begin Entries supplied
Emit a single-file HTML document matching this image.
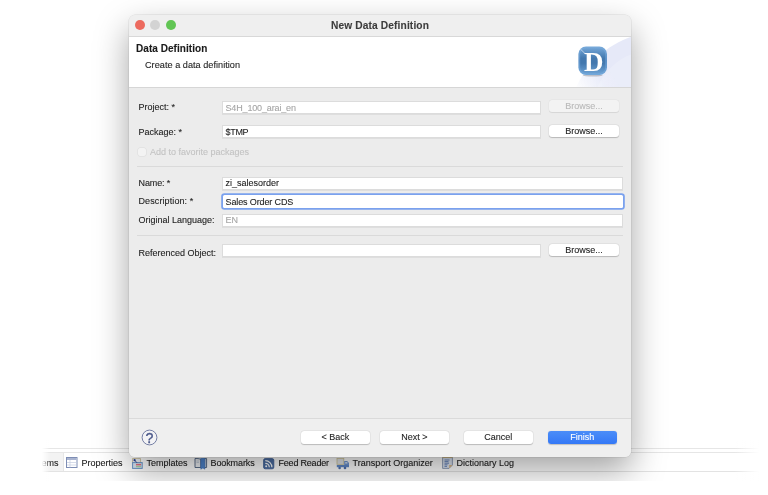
<!DOCTYPE html>
<html><head><meta charset="utf-8">
<style>
html,body{margin:0;padding:0;}
body{width:768px;height:495px;position:relative;overflow:hidden;background:#fff;font-family:"Liberation Sans",sans-serif;color:#242424;}
.abs{position:absolute;}
.t{position:absolute;white-space:nowrap;line-height:12px;font-size:9px;-webkit-text-stroke:0.1px currentColor;}
#stage{left:0;top:0;width:768px;height:481px;overflow:hidden;will-change:transform;}
#tabbar{left:40px;top:452px;width:719px;height:20px;border-top:1px solid #e6e6e6;border-bottom:1px solid #e3e3e3;box-sizing:border-box;background:#f3f3f3;}
#topline{left:40px;top:448.2px;width:719px;height:1px;background:#e6e6e6;}
#tabbar .t{top:3.5px;font-size:9px;color:#1c1c1c;}
#tabbar svg{position:absolute;}
#acttab{left:22.5px;top:0;width:700px;height:18px;background:#fff;border-left:1px solid #e6e6e6;}
#dlg{left:129px;top:14.5px;width:502px;height:442.5px;border-radius:6px;background:#ececec;box-shadow:0 0 0 0.5px rgba(0,0,0,0.11),0 14px 34px rgba(0,0,0,0.36);}
#clip{left:0;top:0;width:502px;height:442.5px;border-radius:6px;overflow:hidden;}
#title{left:0;top:0;width:502px;height:21.5px;background:#efefef;border-bottom:1px solid #d8d8d8;}
#hdr{left:0;top:22.5px;width:502px;height:49.5px;background:#fff;border-bottom:1px solid #d6d6d6;overflow:hidden;}
.dot{position:absolute;width:9.8px;height:9.8px;border-radius:50%;top:5.7px;}
.inp{position:absolute;background:#fff;height:13px;box-sizing:border-box;border:0.5px solid #dcdcdc;box-shadow:0 0.5px 0.5px rgba(0,0,0,0.06);}
.btn{position:absolute;background:#fff;height:12.3px;border-radius:3px;box-shadow:0 0 0 0.5px rgba(0,0,0,0.05),0 0.5px 1px rgba(0,0,0,0.2);text-align:center;font-size:9px;line-height:12.5px;-webkit-text-stroke:0.1px currentColor;}
.sep{position:absolute;height:1px;background:#dadada;left:8px;width:486px;}
</style></head><body>
<div id="stage" class="abs">
<div id="topline" class="abs"></div>
<div id="tabbar" class="abs">
  <div id="acttab" class="abs"></div>
  <div class="t" style="left:1.5px;">ems</div>
  <svg style="left:26px;top:4.4px;" width="12" height="12" viewBox="0 0 12 12">
    <rect x="0.5" y="0.5" width="10.5" height="10" fill="#fff" stroke="#7d8db4" stroke-width="1"/>
    <rect x="1" y="1" width="9.5" height="2" fill="#a9b4d0"/>
    <path d="M4 3V10.5M1 5.5H10.5M1 8H10.5" stroke="#c3cbe0" stroke-width="0.7" fill="none"/>
  </svg>
  <div class="t" style="left:41.5px;">Properties</div>
  <svg style="left:92px;top:4.6px;" width="11" height="11" viewBox="0 0 11 11">
    <path d="M0.5 5V0.5H8.5V5" fill="#eef2f8" stroke="#c9bd95" stroke-width="0.8"/>
    <rect x="0.6" y="4.6" width="9.6" height="5.8" fill="#dbe7f5" stroke="#6b96c9" stroke-width="1"/>
    <rect x="4" y="5.9" width="5" height="1.5" fill="#e2707a"/>
    <rect x="4" y="8" width="5" height="1.2" fill="#a5d6a5"/>
    <circle cx="2.6" cy="2.2" r="1.1" fill="#2c3f8f"/>
    <path d="M2.6 2.2L5 4.8" stroke="#2c3f8f" stroke-width="0.9"/>
  </svg>
  <div class="t" style="left:106.5px;">Templates</div>
  <svg style="left:154px;top:4.6px;" width="14" height="12" viewBox="0 0 14 12">
    <path d="M1 0.5V9.5H7V1.2C5 0.5 3 0.5 1 0.5Z" fill="#eef1f5" stroke="#4c6180" stroke-width="0.9"/>
    <path d="M7 1.2V9.5H12.6V0.5C10.5 0.5 9 0.6 7 1.2Z" fill="#c9d3e0" stroke="#4c6180" stroke-width="0.9"/>
    <path d="M6.8 0.2H10.9V11.2L8.85 10L6.8 11.2Z" fill="#4f86cf" stroke="#3c6fb5" stroke-width="0.5"/>
    <path d="M2.5 3H5M2.5 4.5H5" stroke="#b8c4d6" stroke-width="0.7"/>
  </svg>
  <div class="t" style="left:170.5px;letter-spacing:-0.1px;">Bookmarks</div>
  <svg style="left:223px;top:4.6px;" width="12" height="12" viewBox="0 0 12 12">
    <rect x="0.6" y="0.6" width="10.2" height="10.2" rx="1.6" fill="#4c6fa5" stroke="#3b5c94" stroke-width="0.8"/>
    <circle cx="3.2" cy="8.3" r="1" fill="#fff"/>
    <path d="M2.3 5.3A4 4 0 0 1 6.3 9.3" stroke="#fff" stroke-width="1.2" fill="none"/>
    <path d="M2.3 2.7A6.6 6.6 0 0 1 8.9 9.3" stroke="#fff" stroke-width="1.2" fill="none"/>
  </svg>
  <div class="t" style="left:238.5px;letter-spacing:-0.2px;">Feed Reader</div>
  <svg style="left:296px;top:4.6px;" width="14" height="12" viewBox="0 0 14 12">
    <rect x="1" y="0.5" width="6.8" height="5.8" fill="#e6e9ee" stroke="#cfc596" stroke-width="0.8"/>
    <path d="M8.2 3H11.2L13 5V9H8.2Z" fill="#7198d4"/>
    <rect x="9.2" y="4" width="2.2" height="1.6" fill="#cfe0f5"/>
    <rect x="0.8" y="7" width="12.2" height="2.2" fill="#628bcc"/>
    <circle cx="3.6" cy="10" r="1.3" fill="#4e74b4"/>
    <circle cx="9" cy="10" r="1.3" fill="#4e74b4"/>
  </svg>
  <div class="t" style="left:312.5px;">Transport Organizer</div>
  <svg style="left:402px;top:4.3px;" width="12" height="13" viewBox="0 0 12 13">
    <path d="M0.6 0.6H10.4V8L7 11.4H0.6Z" fill="#dfe7f3" stroke="#8797b5" stroke-width="0.9"/>
    <path d="M0.4 0.5H10.6" stroke="#cbb88c" stroke-width="1"/>
    <path d="M10.6 8H7.2V11.6Z" fill="#d8b98a"/>
    <path d="M2.5 3H7.5M2.5 4.6H6.5M2.5 6.2H7M2.5 7.8H5.5M2.5 9.4H5" stroke="#4e72b4" stroke-width="0.8"/>
  </svg>
  <div class="t" style="left:416.5px;">Dictionary Log</div>
</div>
<div class="abs" style="left:34px;top:440px;width:16px;height:41px;background:linear-gradient(90deg,#fff 0,#fff 50%,rgba(255,255,255,0) 100%);"></div>
<div class="abs" style="left:735px;top:440px;width:30px;height:41px;background:linear-gradient(270deg,#fff 0,#fff 20%,rgba(255,255,255,0) 100%);"></div>

<div id="dlg" class="abs"><div id="clip" class="abs">
  <div id="title" class="abs">
    <div class="dot" style="left:6px;background:#ec6a5e;"></div>
    <div class="dot" style="left:21.3px;background:#d3d3d3;"></div>
    <div class="dot" style="left:36.8px;background:#61c554;"></div>
    <div class="t" style="left:0;width:502px;text-align:center;top:5px;font-weight:bold;font-size:10.2px;letter-spacing:0.13px;color:#3c3c3c;">New Data Definition</div>
  </div>
  <div id="hdr" class="abs">
    <svg class="abs" style="left:422px;top:0;" width="80" height="50" viewBox="0 0 80 50">
      <defs>
        <linearGradient id="sw" gradientUnits="userSpaceOnUse" x1="24" y1="52" x2="56" y2="30"><stop offset="0" stop-color="#e8ebf9" stop-opacity="0"/><stop offset="0.7" stop-color="#e8ebf9" stop-opacity="0.95"/><stop offset="1" stop-color="#e6e9f8"/></linearGradient>
        <filter id="bl" x="-10%" y="-10%" width="120%" height="120%"><feGaussianBlur stdDeviation="0.5"/></filter>
      </defs>
      <path d="M81,-0.5 C55,8 35,28 24.8,51 L81,51Z" fill="url(#sw)" filter="url(#bl)"/>
      <path d="M81,17 C66,22 52,36 46,51 L81,51Z" fill="#fff" opacity="0.18" filter="url(#bl)"/>
    </svg>
    <svg class="abs" style="left:449px;top:8.8px;" width="30" height="32" viewBox="0 0 30 32">
      <defs>
        <linearGradient id="dg" x1="0" y1="0" x2="0" y2="1"><stop offset="0" stop-color="#78aada"/><stop offset="0.5" stop-color="#5a8fc6"/><stop offset="1" stop-color="#73a8da"/></linearGradient>
        <linearGradient id="di" x1="0" y1="0" x2="0" y2="1"><stop offset="0" stop-color="#6fa2d4"/><stop offset="0.4" stop-color="#4378ae"/><stop offset="0.6" stop-color="#4378ae"/><stop offset="1" stop-color="#6a9fd2"/></linearGradient>
      </defs>
      <ellipse cx="14.7" cy="29.3" rx="10" ry="1.3" fill="#000" opacity="0.2"/>
      <rect x="0.4" y="0.5" width="28.6" height="28.6" rx="7.6" fill="url(#dg)"/>
      <rect x="2.2" y="2.3" width="25" height="25" rx="6" fill="url(#di)"/>
      <text x="15.8" y="25" text-anchor="middle" font-family="Liberation Serif,serif" font-weight="bold" font-size="27" fill="#fff">D</text>
      <path d="M2.6 3.2L6.6 7.2" stroke="#fff" stroke-width="0.7" opacity="0.8"/>
    </svg>
    <div class="t" style="left:7px;top:6.2px;font-weight:bold;font-size:10px;color:#1a1a1a;letter-spacing:0.05px;">Data Definition</div>
    <div class="t" style="left:16px;top:21.9px;font-size:9.15px;letter-spacing:0.03px;">Create a data definition</div>
  </div>
  <div class="t" style="left:9.5px;top:86.5px;">Project: *</div>
  <div class="inp" style="left:93px;top:86.5px;width:318.5px;"></div>
  <div class="t" style="left:96.5px;top:87px;color:#a6a6a6;letter-spacing:-0.15px;">S4H_100_arai_en</div>
  <div class="btn" style="left:420.3px;top:85.5px;width:69.5px;color:#b9b9b9;background:#f3f3f3;box-shadow:0 0 0 0.5px rgba(0,0,0,0.03),0 0.5px 0.8px rgba(0,0,0,0.08);">Browse...</div>

  <div class="t" style="left:9.5px;top:111.5px;">Package: *</div>
  <div class="inp" style="left:93px;top:110.8px;width:318.5px;"></div>
  <div class="t" style="left:96.5px;top:111.5px;letter-spacing:-0.3px;">$TMP</div>
  <div class="btn" style="left:420.3px;top:110.2px;width:69.5px;">Browse...</div>

  <div class="abs" style="left:9px;top:133.5px;width:8px;height:8px;border-radius:2px;background:#f3f3f3;box-shadow:0 0 0 0.5px rgba(0,0,0,0.07);"></div>
  <div class="t" style="left:21px;top:131px;color:#c3c3c3;">Add to favorite packages</div>

  <div class="sep" style="top:151.5px;"></div>

  <div class="t" style="left:9.5px;top:162px;letter-spacing:-0.12px;">Name: *</div>
  <div class="inp" style="left:93px;top:162.5px;width:401px;"></div>
  <div class="t" style="left:96.5px;top:162.5px;">zi_salesorder</div>

  <div class="t" style="left:9.5px;top:180.6px;letter-spacing:0.1px;">Description: *</div>
  <div class="inp" style="left:93.5px;top:180.5px;width:400px;height:13.3px;box-shadow:0 0 0 1.8px #7aa1ee;border:0;border-radius:1.5px;"></div>
  <div class="t" style="left:96.5px;top:181px;letter-spacing:-0.12px;">Sales Order CDS</div>

  <div class="t" style="left:9.5px;top:199px;">Original Language:</div>
  <div class="inp" style="left:93px;top:199px;width:401px;"></div>
  <div class="t" style="left:96.5px;top:199.5px;color:#a6a6a6;">EN</div>

  <div class="sep" style="top:220.5px;"></div>

  <div class="t" style="left:9.5px;top:232.5px;">Referenced Object:</div>
  <div class="inp" style="left:93px;top:229.6px;width:318.5px;"></div>
  <div class="btn" style="left:420.3px;top:229.3px;width:69.5px;">Browse...</div>

  <div class="abs" style="left:0;top:404px;width:502px;height:39px;background:#efefef;"></div>
  <div class="sep" style="top:403.5px;left:0;width:502px;"></div>

  <svg class="abs" style="left:11.9px;top:414.2px;" width="17" height="17" viewBox="0 0 17 17">
    <circle cx="8.5" cy="8.5" r="7.4" fill="#f3f3f5" stroke="#66729c" stroke-width="0.9"/>
    <text x="8.5" y="13.6" text-anchor="middle" font-family="Liberation Sans,sans-serif" font-size="14.2" fill="#4a588a" stroke="#4a588a" stroke-width="0.35">?</text>
  </svg>

  <div class="btn" style="left:171.5px;top:416.6px;width:69.6px;height:12.6px;line-height:12.8px;">&lt; Back</div>
  <div class="btn" style="left:250.5px;top:416.6px;width:69.6px;height:12.6px;line-height:12.8px;">Next &gt;</div>
  <div class="btn" style="left:334.5px;top:416.6px;width:69.6px;height:12.6px;line-height:12.8px;">Cancel</div>
  <div class="btn" style="left:418.5px;top:416.6px;width:69.6px;height:12.6px;line-height:12.8px;background:linear-gradient(#4b8df8,#3478f6);color:#fff;box-shadow:0 0.5px 1px rgba(0,0,0,0.2);">Finish</div>
</div></div>
</div>
</body></html>
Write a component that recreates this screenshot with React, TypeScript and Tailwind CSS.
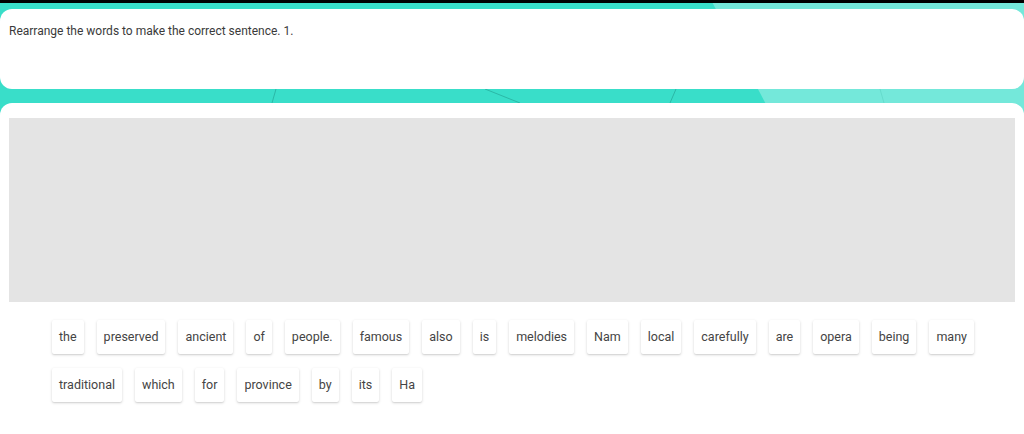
end Entries supplied
Direction: Copy every line above that includes the string "this".

Finished exercise:
Emit a single-file HTML document matching this image.
Write a component that recreates this screenshot with React, TypeScript and Tailwind CSS.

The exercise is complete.